I actually got to thinking about this because of things like the Physx PPU and Toshiba's SPURs Engine. We even sometime get threads here asking questions about a game being "totally hardware accelerated" or the introduction of an "AI Accelerator". What I'm thinking about would actually make those questions moot while gaining significant performance for certain tasks which could be a lot faster given the right kind of vector unit, but which still don't work too terribly well on the GPU. Besides, why would you want to take performance away from the graphics anyway?
When I look at Larrabee I wonder if it will really deliver performance competitive with nVidia or ATI's ALU monsters. But it should be gangbusters for things like video processing and encoding or physics simulation or sound processing.

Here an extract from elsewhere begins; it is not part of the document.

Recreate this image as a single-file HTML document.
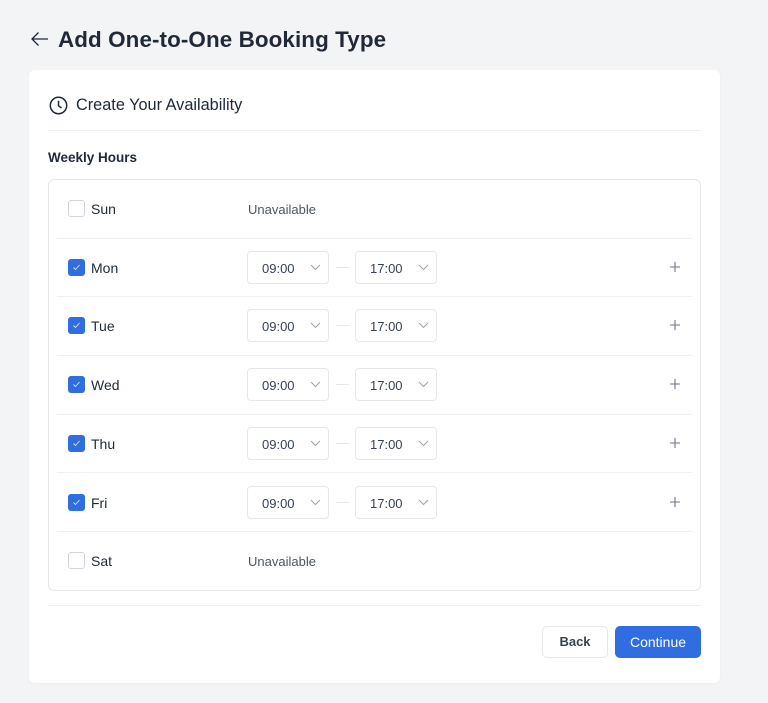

And who was it that was gonna market a SPURs Engine PCI-E add in card with video processing software. I look at that and wonder why someone doesn't write a HAVOK or Physx driver for it. I wonder why it doesn't have digital audio outputs and sound drivers that do positional audio and encode Dolby Digital and DTS output in real time like sound is handled on the PS3.
I also look at the Physx acceleration on nVidia GPUs in Mirror's Edge for the PC and wonder how some really pretty flapping fabric or plastic will have any effect on fundamentals of game play. I think GPU physics look pretty and that's pretty much as far as it goes.
So here is what I envision as an optimal form of system topology.
Code:
2-4 Core OoOE Processor
with large budget of L2/L3 cache.--------integrated-----------------DDR3 Memory
Effects strong general purpose--------memory controller----------128-256 bit bus
performance and coordination.
l
l
l---------------------QPI/HT/FlexIO class interconnect.
l
l
Vector Multi-Processing Unit, Ring bus/EIB high speed on chip connection
Larrabee or SPURs Engine---------------that also makes it possible for quick CPU-GPU
or other ASIC in that mold communication bypassing Processing Elements.
l
l
l---------------------PCI-E 2.0 or whatever is in vogue. (faster is better)
l
l
High performance AMD or
nVidia DX10/DX11 class------------------Whatever VRAM setup up they want
GPU and video output. 256-512bit GDDR3-GDDR5 and up.
I think you get the idea. An important factor is for the vector chip to have high speed access to both pools of Ram, lacking it's own memory beyond local store/cache. As a note, the VMPU is basically replacing the classic north bridge position. Sitting at the center it makes the most obvious place to hang an I/O chip with a modest HT or PCI-E connection for USB/Firewire/Ethernet/SATA/Audio (though audio should also be possible through the GPU for HDMI).
I think the advantage should be obvious over the silliness of putting PPUs, SPURs Engines and Sound cards on add in cards which limit their ability to combine with the CPU or GPU in the way that is possible in something like the PS3. Obviously that system has deficiencies in PPE and GPU performance, but we've seen cool uses of the SPUs for post processing effects, vertex processing, etc, due to a tighter integration of the GPU and Cell.
As I mentioned before, I'm not a programmer or an electronic engineer, so maybe this is pie in the sky, but I think this kind of architecture offers so many cool possibilities beyond the current paradigm. For example, if the physics simulation is centralized on the VMPU, both the GPU and CPU should be able to access those results very quickly to both enhance visuals and enhance game play. It should offer a superior audio solution and realtime DTS/DD, a feature that should be simple in software even on today's systems but which is still far too rare. Like the oft wished for Cell plus Xenos architecture, if you are shader limited you could move vertex calculations to the VMPU and use all your ALUs for pixel shading. It flexible enough and powerful enough that the possibilities should be enormous. Ray tracing, Distributed computing, etc, all stand to benefit from this kind of tiered performance architecture. And finally, to bring this back on topic, it should allow for high quality transcoding at a speed far greater than possible even on the fastest Quad Cores. Not to mention it would not peg every core at 100% for hours making multitasking nicer.